There’s a fine line between telling your readers too much or too little. Novice writers tend to think they should explain everything, and it takes quite a long while to learn how to discern the right level of exposure.
I’m not talking about obvious spoilers – thanks to films and TV serials everyone knows about them – but to more subtle matters. For myself I have a rule, ‘Don’t give them everything on a plate.’ After all if the story or novel is overloaded with information the reader is left with little or no suspense, the flow of the action is slowed down or flows raggedly, and the characters may cease to be interesting or intriguing.
One example of giving too little is leaving out something I know in my head, because I’ve spent days or weeks thinking about it, but which I then forget to explain to the reader. I did this in my first draft of The Great Gifts. I’d written most of the explanatory material of the Appendices, but then forgot to drop a vital piece of the information which was there into the actual story. Thankfully Geraldine spotted this when she read it, and asked me to insert it.
You can only get this right by having the help of a trusted reader.
If I’m setting a story in an unknown world or even just a strange setting I don’t feel it necessary to explain or describe every single thing about it. The storyline should give the reader the clues they need as it goes along. The culture may be vaguely medieval, but unless a particular detail is needed for a crucial moment, I don’t try to describe every stitch of their clothing, or every piece of furniture in their homes. For me, one of the pleasures of reading a story which has been set in a secondary world is to build up my own picture of it as I go.
That’s the setting dealt with, but unusual or mysterious phenomena in a secondary world are also among the pleasures of reading fantasy or science fiction, so it isn’t always necessary to explain why the sun turned violet at the precise moment that it does. It may be explained in a ‘Poirot’ moment at the end, but equally it may be left as a mystery for the reader to ponder and puzzle over.

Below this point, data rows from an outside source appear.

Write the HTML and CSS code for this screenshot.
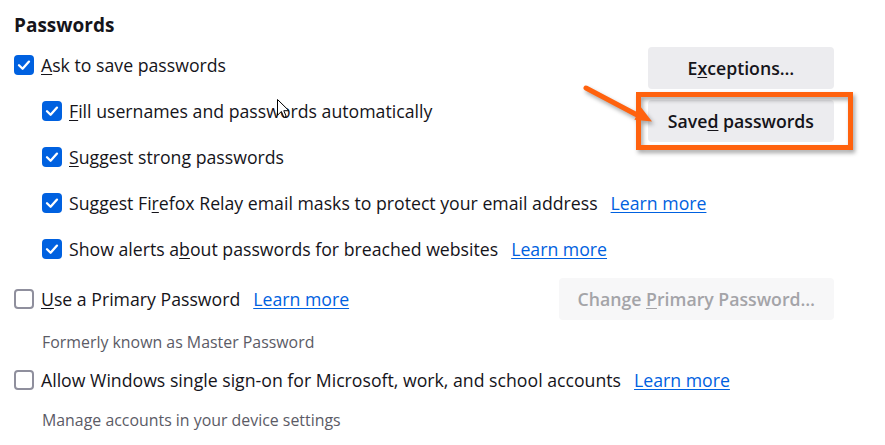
FILE: index.html
```html
<!DOCTYPE html>
<html lang="en">
<head>
<meta charset="utf-8">
<title>Passwords</title>
<link rel="stylesheet" href="styles.css">
</head>
<body>
<div class="page">
  <h2 class="heading">Passwords</h2>

  <div class="group">
    <div class="row r1">
      <span class="cb on"><svg viewBox="0 0 20 20"><polyline points="5,10.3 8.6,13.8 15,6.6"/></svg></span>
      <span class="label"><u>A</u>sk to save passwords</span>
    </div>
    <div class="buttons">
      <button class="btn">E<u>x</u>ceptions…</button>
      <button class="btn">Save<u>d</u> passwords</button>
    </div>
    <div class="row nested r2">
      <span class="cb on"><svg viewBox="0 0 20 20"><polyline points="5,10.3 8.6,13.8 15,6.6"/></svg></span>
      <span class="label"><u>F</u>ill usernames and passwords automatically</span>
    </div>
    <div class="row nested r3">
      <span class="cb on"><svg viewBox="0 0 20 20"><polyline points="5,10.3 8.6,13.8 15,6.6"/></svg></span>
      <span class="label"><u>S</u>uggest strong passwords</span>
    </div>
    <div class="row nested wide">
      <span class="cb on"><svg viewBox="0 0 20 20"><polyline points="5,10.3 8.6,13.8 15,6.6"/></svg></span>
      <span class="label">Suggest Fi<u>r</u>efox Relay email masks to protect your email address</span>
      <a class="link" href="#">Learn more</a>
    </div>
    <div class="row nested wide">
      <span class="cb on"><svg viewBox="0 0 20 20"><polyline points="5,10.3 8.6,13.8 15,6.6"/></svg></span>
      <span class="label">Show alerts a<u>b</u>out passwords for breached websites</span>
      <a class="link" href="#">Learn more</a>
    </div>
  </div>

  <div class="row primary">
    <span class="cb"></span>
    <span class="label"><u>U</u>se a Primary Password</span>
    <a class="link" href="#">Learn more</a>
    <button class="btn disabled">Change <u>P</u>rimary Password…</button>
  </div>
  <p class="sub first-sub">Formerly known as Master Password</p>

  <div class="row sso">
    <span class="cb"></span>
    <span class="label">Allow Windows single sign-on for Microsoft, work, and school accounts</span>
    <a class="link" href="#">Learn more</a>
  </div>
  <p class="sub second-sub">Manage accounts in your device settings</p>

  <svg class="annot" viewBox="0 0 885 445" width="885" height="445">
    <g class="annot-shapes">
      <rect x="638.5" y="94.5" width="212" height="53" />
      <line x1="586" y1="88" x2="640" y2="116.5" />
      <polygon points="652,121.5 641,107.2 634.4,119.8" />
    </g>
  </svg>

  <svg class="cursor" viewBox="0 0 13 20" width="13" height="20">
    <path d="M0.5 0.5 L0.5 16.2 L4.4 12.5 L6.9 18.4 L9.2 17.4 L6.8 11.7 L11.9 11.7 Z"/>
  </svg>
</div>
</body>
</html>
```

FILE: styles.css
```css
html, body {
  margin: 0;
  padding: 0;
  background: #ffffff;
}

body {
  font-family: "Open Sans", "Noto Sans", "DejaVu Sans", sans-serif;
  font-size: 17.7px;
  color: #15141a;
}

.page {
  position: relative;
  width: 885px;
  height: 445px;
  padding: 0 51px 0 14px;
  box-sizing: border-box;
  overflow: hidden;
}

.heading {
  margin: 13px 0 0 0;
  font-size: 19px;
  line-height: 24px;
  font-weight: 700;
  height: 24px;
}

.group {
  display: grid;
  grid-template-columns: 1fr auto;
  grid-auto-rows: 46px;
  margin-top: 5px;
}

.r1 { grid-column: 1; grid-row: 1; }
.r2 { grid-column: 1; grid-row: 2; }
.r3 { grid-column: 1; grid-row: 3; }
.wide { grid-column: 1 / -1; }

.row {
  display: flex;
  align-items: center;
  height: 46px;
  line-height: 24px;
  white-space: nowrap;
}

.row.nested {
  padding-left: 28px;
}

.cb {
  flex: none;
  width: 20px;
  height: 20px;
  box-sizing: border-box;
  border-radius: 4px;
  border: 2px solid #8f8f9d;
  background: #ffffff;
  margin-right: 7px;
  display: flex;
  align-items: center;
  justify-content: center;
}

.cb.on {
  border: none;
  background: #0061e0;
}

.cb svg {
  width: 20px;
  height: 20px;
  display: block;
}

.cb svg polyline {
  fill: none;
  stroke: #ffffff;
  stroke-width: 2.3;
  stroke-linecap: round;
  stroke-linejoin: round;
}

.label u {
  text-decoration-thickness: 1px;
  text-underline-offset: 2px;
}

.link {
  margin-left: 13px;
  color: #0061e0;
  text-decoration: underline;
  text-decoration-thickness: 1px;
  text-underline-offset: 2px;
}

.buttons {
  grid-column: 2;
  grid-row: 1 / 4;
  align-self: start;
  display: flex;
  flex-direction: column;
  gap: 11px;
  margin-top: 5px;
}

.btn {
  font-family: inherit;
  font-size: 17.7px;
  font-weight: 600;
  color: #15141a;
  background: #ececef;
  border: none;
  border-radius: 4px;
  height: 42px;
  padding: 0 20px;
  line-height: 24px;
  white-space: nowrap;
}

.btn u {
  text-decoration-thickness: 1px;
  text-underline-offset: 2px;
}

.btn.disabled {
  background: #f7f7f8;
  color: #a4a4a8;
  padding: 0 19px;
  margin-left: auto;
}

.row.primary {
  height: 42px;
  margin-top: 6px;
}

.sub {
  margin: 0;
  padding-left: 28px;
  font-size: 15.9px;
  line-height: 20px;
  color: #5b5b66;
}

.first-sub {
  margin-top: 12px;
}

.row.sso {
  height: 26px;
  margin-top: 15px;
}

.second-sub {
  margin-top: 17px;
}

.annot {
  position: absolute;
  left: 0;
  top: 0;
  pointer-events: none;
}

.annot-shapes {
  filter: drop-shadow(2px 3px 2px rgba(0, 0, 0, 0.35));
}

.annot rect {
  fill: none;
  stroke: #ff620e;
  stroke-width: 5;
}

.annot line {
  stroke: #ff620e;
  stroke-width: 5;
  stroke-linecap: round;
}

.annot polygon {
  fill: #ff620e;
}

.cursor {
  position: absolute;
  left: 277px;
  top: 99px;
  pointer-events: none;
}

.cursor path {
  fill: #ffffff;
  stroke: #000000;
  stroke-width: 1;
  stroke-linejoin: miter;
}
```
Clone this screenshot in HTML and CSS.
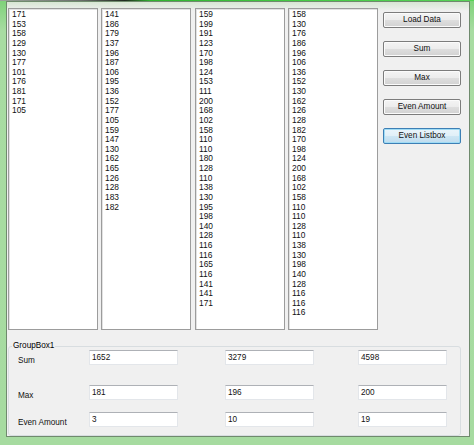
FILE: index.html
```html
<!DOCTYPE html>
<html>
<head>
<meta charset="utf-8">
<link rel="stylesheet" href="styles.css">
</head>
<body>
<div class="window">
  <div class="titlebar"></div>
  <div class="frame">
    <div class="client">
      <div class="top">
        <div class="listbox">
          <div>171</div><div>153</div><div>158</div><div>129</div><div>130</div><div>177</div><div>101</div><div>176</div><div>181</div><div>171</div><div>105</div>
        </div>
        <div class="listbox lb2">
          <div>141</div><div>186</div><div>179</div><div>137</div><div>196</div><div>187</div><div>106</div><div>195</div><div>136</div><div>152</div><div>177</div><div>105</div><div>159</div><div>147</div><div>130</div><div>162</div><div>165</div><div>126</div><div>128</div><div>183</div><div>182</div>
        </div>
        <div class="listbox lb3">
          <div>159</div><div>199</div><div>191</div><div>123</div><div>170</div><div>198</div><div>124</div><div>153</div><div>111</div><div>200</div><div>168</div><div>102</div><div>158</div><div>110</div><div>110</div><div>180</div><div>128</div><div>110</div><div>138</div><div>130</div><div>195</div><div>198</div><div>140</div><div>128</div><div>116</div><div>116</div><div>165</div><div>116</div><div>141</div><div>141</div><div>171</div>
        </div>
        <div class="listbox lb4">
          <div>158</div><div>130</div><div>176</div><div>186</div><div>196</div><div>106</div><div>136</div><div>152</div><div>130</div><div>162</div><div>126</div><div>128</div><div>182</div><div>170</div><div>198</div><div>124</div><div>200</div><div>168</div><div>102</div><div>158</div><div>110</div><div>110</div><div>128</div><div>110</div><div>138</div><div>130</div><div>198</div><div>140</div><div>128</div><div>116</div><div>116</div><div>116</div>
        </div>
        <div class="buttons">
          <div class="btn">Load Data</div>
          <div class="btn">Sum</div>
          <div class="btn">Max</div>
          <div class="btn">Even Amount</div>
          <div class="btn focused">Even Listbox</div>
        </div>
      </div>
      <div class="groupbox">
        <div class="gb-title">GroupBox1</div>
        <div class="rows">
          <div class="row r1">
            <div class="lbl">Sum</div>
            <div class="tb">1652</div>
            <div class="tb c2">3279</div>
            <div class="tb c3">4598</div>
          </div>
          <div class="row r2">
            <div class="lbl">Max</div>
            <div class="tb">181</div>
            <div class="tb c2">196</div>
            <div class="tb c3">200</div>
          </div>
          <div class="row r3">
            <div class="lbl">Even Amount</div>
            <div class="tb">3</div>
            <div class="tb c2">10</div>
            <div class="tb c3">19</div>
          </div>
        </div>
      </div>
    </div>
  </div>
</div>
</body>
</html>
```
FILE: styles.css
```css
html, body {
  margin: 0;
  padding: 0;
}
body {
  width: 474px;
  height: 445px;
  overflow: hidden;
  font-family: "Liberation Sans", Arial, sans-serif;
  font-size: 8px;
  color: #000;
}
.window {
  width: 474px;
  height: 445px;
  display: flex;
  flex-direction: column;
  background: #9fd898;
}
.titlebar {
  height: 3px;
  background: linear-gradient(to right, #9aa59a 0, #6b6f6b 80px, #1f2a1f 125px, #2fb42f 150px, #45cc45 300px, #56d456 474px);
}
.frame {
  flex: 1;
  display: flex;
  padding: 0 4px 8px 6px;
  background: linear-gradient(to bottom, #7fd27a 0, #a8dca2 30px, #a6dba0 100%);
}
.client {
  flex: 1;
  background: linear-gradient(to bottom, #d7e6d3 0, #f0f0f0 9px, #f0f0f0 100%);
  border: 1px solid #6f8a6d;
  display: flex;
  flex-direction: column;
}
.top {
  display: flex;
  margin-top: 6px;
  margin-left: 1px;
}
.listbox {
  box-sizing: border-box;
  width: 90px;
  height: 322px;
  background: #fff;
  border: 1px solid #9c9c9c;
  box-shadow: inset 1px 1px 0 #e2e2e2;
  padding: 1px 2px 0 3px;
  line-height: 9.63px;
  font-size: 8.4px;
  color: #111;
}
.lb2 { margin-left: 3px; }
.lb3 { margin-left: 4px; }
.lb4 { margin-left: 3px; }
.buttons {
  display: flex;
  flex-direction: column;
  gap: 13px;
  margin-left: 5px;
  margin-top: 4px;
}
.btn {
  box-sizing: border-box;
  width: 78px;
  height: 16px;
  border: 1px solid #7c7c7c;
  border-radius: 2px;
  background: linear-gradient(to bottom, #f4f4f4 0, #ececec 50%, #dedede 51%, #d2d2d2 100%);
  box-shadow: inset 0 0 0 1px #fbfbfb;
  text-align: center;
  line-height: 14px;
  font-size: 8.2px;
  color: #111;
}
.btn.focused {
  border-color: #3d7fb5;
  box-shadow: inset 0 0 0 1px #9fdcf5;
  background: linear-gradient(to bottom, #eaf5fb 0, #e0eff8 50%, #cde6f4 51%, #c0dcee 100%);
}
.groupbox {
  box-sizing: border-box;
  width: 453px;
  margin-left: 1px;
  margin-top: 16px;
  border: 1px solid #d8dde0;
  border-radius: 3px;
  line-height: 10px;
  padding-bottom: 7px;
}
.gb-title {
  width: fit-content;
  margin: -6px 0 0 3px;
  padding: 0 1px;
  background: #f0f0f0;
  font-size: 8.2px;
}
.rows {
  margin-top: -1px;
}
.row {
  display: flex;
  align-items: flex-start;
  padding-left: 9px;
}
.r2 { margin-top: 19px; }
.r3 { margin-top: 11px; }
.lbl {
  width: 71px;
  padding-top: 6px;
  font-size: 8.2px;
  color: #111;
}
.tb {
  box-sizing: border-box;
  width: 89px;
  height: 15px;
  background: #fff;
  border: 1px solid #e3e6ea;
  border-top-color: #aeb1b6;
  padding-left: 2px;
  line-height: 13px;
  font-size: 8.2px;
  color: #111;
}
.c2 { margin-left: 47px; }
.c3 { margin-left: 44px; }
```
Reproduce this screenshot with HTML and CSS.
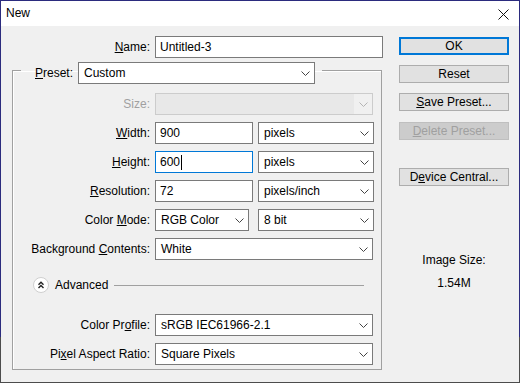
FILE: index.html
```html
<!DOCTYPE html>
<html lang="en">
<head>
  <meta charset="UTF-8" />
  <title>New</title>
  <link rel="stylesheet" href="styles.css">
</head>
<body>

  <div class="window">

    <div class="titlebar">
      <span class="title">New</span>
      <svg class="close" viewBox="0 0 11 11" width="11" height="11">
        <path d="M0.5 0.5 L10.5 10.5 M10.5 0.5 L0.5 10.5" stroke="#111" stroke-width="1" fill="none" />
      </svg>
    </div>

    <div class="content">

      <div class="main">
        <div class="name-row">
          <span class="label"><u>N</u>ame:</span>
          <div class="field name-field">Untitled-3</div>
        </div>

        <fieldset class="group">
          <legend class="legend">
            <span class="legend-label"><u>P</u>reset:</span>
            <div class="select preset-select">
              <span>Custom</span>
              <svg class="chev" viewBox="0 0 9 5" width="9" height="5"><polyline points="0.5,0.5 4.5,4.5 8.5,0.5" /></svg>
            </div>
          </legend>

          <div class="row">
            <span class="label disabled">Size:</span>
            <div class="select wide is-disabled">
              <span></span>
              <svg class="chev" viewBox="0 0 9 5" width="9" height="5"><polyline points="0.5,0.5 4.5,4.5 8.5,0.5" /></svg>
            </div>
          </div>

          <div class="row">
            <span class="label"><u>W</u>idth:</span>
            <div class="field small">900</div>
            <div class="select unit">
              <span>pixels</span>
              <svg class="chev" viewBox="0 0 9 5" width="9" height="5"><polyline points="0.5,0.5 4.5,4.5 8.5,0.5" /></svg>
            </div>
          </div>

          <div class="row">
            <span class="label"><u>H</u>eight:</span>
            <div class="field small focused">600<span class="caret"></span></div>
            <div class="select unit">
              <span>pixels</span>
              <svg class="chev" viewBox="0 0 9 5" width="9" height="5"><polyline points="0.5,0.5 4.5,4.5 8.5,0.5" /></svg>
            </div>
          </div>

          <div class="row">
            <span class="label"><u>R</u>esolution:</span>
            <div class="field small">72</div>
            <div class="select unit">
              <span>pixels/inch</span>
              <svg class="chev" viewBox="0 0 9 5" width="9" height="5"><polyline points="0.5,0.5 4.5,4.5 8.5,0.5" /></svg>
            </div>
          </div>

          <div class="row">
            <span class="label">Color <u>M</u>ode:</span>
            <div class="select mode">
              <span>RGB Color</span>
              <svg class="chev" viewBox="0 0 9 5" width="9" height="5"><polyline points="0.5,0.5 4.5,4.5 8.5,0.5" /></svg>
            </div>
            <div class="select unit">
              <span>8 bit</span>
              <svg class="chev" viewBox="0 0 9 5" width="9" height="5"><polyline points="0.5,0.5 4.5,4.5 8.5,0.5" /></svg>
            </div>
          </div>

          <div class="row">
            <span class="label">Background <u>C</u>ontents:</span>
            <div class="select wide">
              <span>White</span>
              <svg class="chev" viewBox="0 0 9 5" width="9" height="5"><polyline points="0.5,0.5 4.5,4.5 8.5,0.5" /></svg>
            </div>
          </div>

          <div class="advanced">
            <svg class="adv-icon" viewBox="0 0 16 16" width="16" height="16">
              <circle cx="8" cy="8" r="7.5" fill="#fff" stroke="#cfcfcf" />
              <polyline points="5.5,7.8 8,5.3 10.5,7.8" fill="none" stroke="#222" stroke-width="1.4" />
              <polyline points="5.5,11 8,8.5 10.5,11" fill="none" stroke="#222" stroke-width="1.4" />
            </svg>
            <span class="adv-text">Advanced</span>
            <div class="adv-line"></div>
          </div>

          <div class="row">
            <span class="label">Color Pr<u>o</u>file:</span>
            <div class="select wide">
              <span>sRGB IEC61966-2.1</span>
              <svg class="chev" viewBox="0 0 9 5" width="9" height="5"><polyline points="0.5,0.5 4.5,4.5 8.5,0.5" /></svg>
            </div>
          </div>

          <div class="row">
            <span class="label">Pi<u>x</u>el Aspect Ratio:</span>
            <div class="select wide">
              <span>Square Pixels</span>
              <svg class="chev" viewBox="0 0 9 5" width="9" height="5"><polyline points="0.5,0.5 4.5,4.5 8.5,0.5" /></svg>
            </div>
          </div>
        </fieldset>
      </div>

      <div class="actions">
        <div class="button default">OK</div>
        <div class="button">Reset</div>
        <div class="button"><u>S</u>ave Preset...</div>
        <div class="button disabled"><u>D</u>elete Preset...</div>
        <div class="button device">D<u>e</u>vice Central...</div>

        <div class="image-size">
          <div>Image Size:</div>
          <div class="size-value">1.54M</div>
        </div>
      </div>

    </div>
  </div>

</body>
</html>
```

FILE: styles.css
```css
body {
  margin: 0;
  font-family: 'Liberation Sans', Arial, sans-serif;
  font-size: 12px;
  color: #000;
  background: #f0f0f0;
}

u {
  text-decoration: underline;
  text-underline-offset: 1px;
}

.window {
  width: 520px;
  height: 383px;
  box-sizing: border-box;
  border: 1px solid;
  border-image: linear-gradient(to bottom, #2b2b7e 0, #2b2b7e 88%, #4c4c4c 88%, #4c4c4c 100%) 1;
  background: #f0f0f0;
  display: flex;
  flex-direction: column;
}

/* Title bar */
.titlebar {
  height: 25px;
  background: #fff;
  display: flex;
  align-items: center;
  justify-content: space-between;
  padding: 0 10px 0 5px;
  flex-shrink: 0;
}

.title {
  font-size: 12px;
  margin-top: -1px;
}

.close {
  margin-top: 1px;
}

/* Main body */
.content {
  display: flex;
  padding: 0 0 0 11px;
  flex: 1;
}

.main {
  width: 371px;
  padding-top: 10px;
}

.name-row {
  display: flex;
  align-items: center;
  gap: 5px;
}

.name-row .label {
  width: 138px;
}

.label {
  width: 137px;
  text-align: right;
  white-space: nowrap;
  flex-shrink: 0;
}

.label.disabled {
  color: #a0a0a0;
}

.field {
  height: 22px;
  box-sizing: border-box;
  border: 1px solid #7a7a7a;
  background: #fff;
  padding: 0 4px;
  display: flex;
  align-items: center;
}

.name-field {
  width: 228px;
}

.field.small {
  width: 98px;
}

.field.focused {
  border-color: #0078d7;
}

.caret {
  display: inline-block;
  width: 1px;
  height: 15px;
  background: #000;
  margin-left: 1px;
}

.select {
  height: 22px;
  box-sizing: border-box;
  border: 1px solid #7a7a7a;
  background: #fff;
  padding: 0 4px 0 5px;
  display: flex;
  align-items: center;
  justify-content: space-between;
}

.chev {
  fill: none;
  stroke: #444;
  stroke-width: 1;
}

.select.wide {
  width: 218px;
}

.select.unit {
  width: 116px;
}

.select.mode {
  width: 94px;
  margin-right: 4px;
}

.select.is-disabled {
  border-color: #cccccc;
  background: linear-gradient(to right, #e8e8e8 0, #e8e8e8 198px, #f0f0f0 198px);
}

.select.is-disabled .chev {
  stroke: #b4b4b4;
}

/* Preset group */
.group {
  margin: 4px 0 0 0;
  width: 369px;
  box-sizing: border-box;
  border: 1px solid #a0a0a0;
  box-shadow: inset 1px 1px 0 #fff;
  padding: 14px 7px 4px 0;
  display: flex;
  flex-direction: column;
  gap: 7px;
}

.legend {
  margin-left: 8px;
  padding: 0 7px 0 14px;
  height: 17px;
  display: flex;
  align-items: flex-start;
  gap: 5px;
}

.legend-label {
  line-height: 22px;
}

.preset-select {
  width: 237px;
}

.row {
  display: flex;
  align-items: center;
  gap: 5px;
}

/* Advanced toggle */
.advanced {
  display: flex;
  align-items: center;
  padding: 10px 10px 14px 20px;
}

.adv-icon {
  flex-shrink: 0;
}

.adv-text {
  margin-left: 6px;
}

.adv-line {
  flex: 1;
  height: 1px;
  background: #a0a0a0;
  margin-left: 6px;
}

/* Right-hand buttons */
.actions {
  width: 110px;
  margin-left: 16px;
  padding-top: 11px;
  display: flex;
  flex-direction: column;
  gap: 10px;
}

.button {
  height: 18px;
  box-sizing: border-box;
  border: 1px solid #adadad;
  background: #e1e1e1;
  display: flex;
  align-items: center;
  justify-content: center;
}

.button.default {
  border-color: #0078d7;
  box-shadow: inset 0 0 0 1px #0078d7;
}

.button.disabled {
  color: #a0a0a0;
  background: #cccccc;
  border-color: #bfbfbf;
  margin-top: 1px;
}

.button.device {
  margin-top: 18px;
}

.image-size {
  margin-top: 57px;
  text-align: center;
  line-height: 15px;
}

.size-value {
  margin-top: 8px;
}
```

Now I realise that leaving readers with unexplained puzzles can be seen as just as much of a cop out as ‘It was just a dream’, so I do try not to overdo it. Making this decision is one of those moments when I turn to a friend and ask for a second opinion. ‘Would you be annoyed if I didn’t explain this, or are you happy to be left with an intriguing mystery?’
As with so many things in life, the best answer is probably to seek for a balance. Rich, descriptive writing can be a delight if it comes at the right moment, and if it adds depth and meaning to the whole, but a moment of mystery or an unanswered question can also make the reading experience rewarding and memorable.
It’s a balance which comes with practice and the advice of good friends.